Most importantly, we finally have a president who is a world leader.
The new rules are expected to result in a significant reduction of greenhouse gas emissions from existing power plants – among the worst carbon pollution sources in the U.S. and around the world. These standards are probably the most important issued by the Administration to meet their goals of reducing greenhouse gases emissions by 2020.
To put this action in perspective, it must be considered as a latest step in U.S. actions. Under Obama, the United States has already issue new rules forincreasing fuel efficiency for vehicles – rules that simultaneously save money while slowing global warming. His administration has also worked withinternational partners (such as China) to target emissions of specific greenhouse gas other than carbon dioxide. The president's administration has also developed new rules for future coal plants. So, the latest action comes in a long line of significant progress.
What makes this new step important is the applicability to already-built power plants. While details of the plan are still emerging, it appears that the rules will be based on the National Resources Defense Council recommendations. Currently, some U.S. states are already taking climate change seriously. For instance, some have adopted renewable energy standards. But, these actions are not replicated across the entire country. With these new rules, and byauthority granted to the EPA by the Supreme Court, each state would, in effect, be audited. Many states that are currently leading on this issue will likely continue their current trajectory. Other states that have delayed and denied on climate change will be forced to be more aggressive.
All of this makes sense. In order to solve this problem, we need all parties to work together. We cannot stop climate change by just asking a few thoughtful states to bear the burden for the irresponsible states. This also makes sense because for too long, the delay and deny camps have argued that it is too expensive to deal with climate change. We now know that it is too expensive to do nothing. Using our energy more wisely and reducing pollution will save us money, create the new energy economy of the future, and preserve our world. It will also limit the incredibly high costs we could face in the future from extreme weather. Taking these actions just makes economic and ethical sense.
Already the usual suspects are opposing Obama. Some of them are trying to say that these rules by themselves are not going to stop climate change. Of course this is misleading. I could find 100 polluters, each who contributes 1% of the problem who would say, “my contribution is small, it just doesn’t matter.”

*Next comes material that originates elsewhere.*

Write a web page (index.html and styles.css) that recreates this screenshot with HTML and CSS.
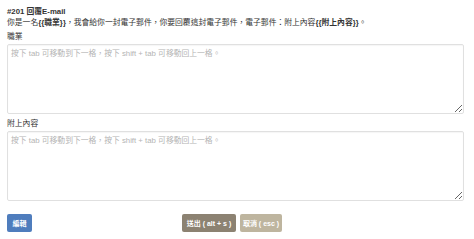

One reason why this is important is it helps set the U.S. as the world leader. Now, we can engage in international discussions on climate change from a position of authority and leadership. We are already taking actions so we can ask others to come along. 
Dr. Joe Romm, who was formerly acting Assistant Secretary of Energy during the Clinton administration, agreed. He told me,
“These rules, modest though they are, establish President Obama as the first president to take serious action on climate change. They affirm his commitment to achieve the 17% economy-wide reduction he committed to in 2009 before the Copenhagen climate treaty. And they put pressure on every other major country to make equally serious commitments in the lead up to be 2015 Paris conference, which will be so crucial in determining whether the nations of the world act together to preserve a livable climate or will continue on this wantonly self-destructive path.”
The other accomplishment set forth by this announcement is that it firmly puts environmental stewardship in Democratic politics. Readers of this blog know that I’ve often stated that inaction on climate change characterized both major political parties in the U.S. But that has changed now. Now, real action is being taken by a U.S. President.
It will no doubt be opposed by politicians who would trade our world’s future for today’s profit and campaign donations. But with climate change impacting us in more significant ways, the larger public is waking up to the realization that the deniers and delayers, from politicians from Oklahoma and Texas, to coal-funded anti-science lobby organizations, have sold us a bill of worthless goods.
Can you imagine, a President of the U.S. with a well publicized effort to articulate the importance of climate change and the need for action? It's the dawn of a new day. The history books are being written right now.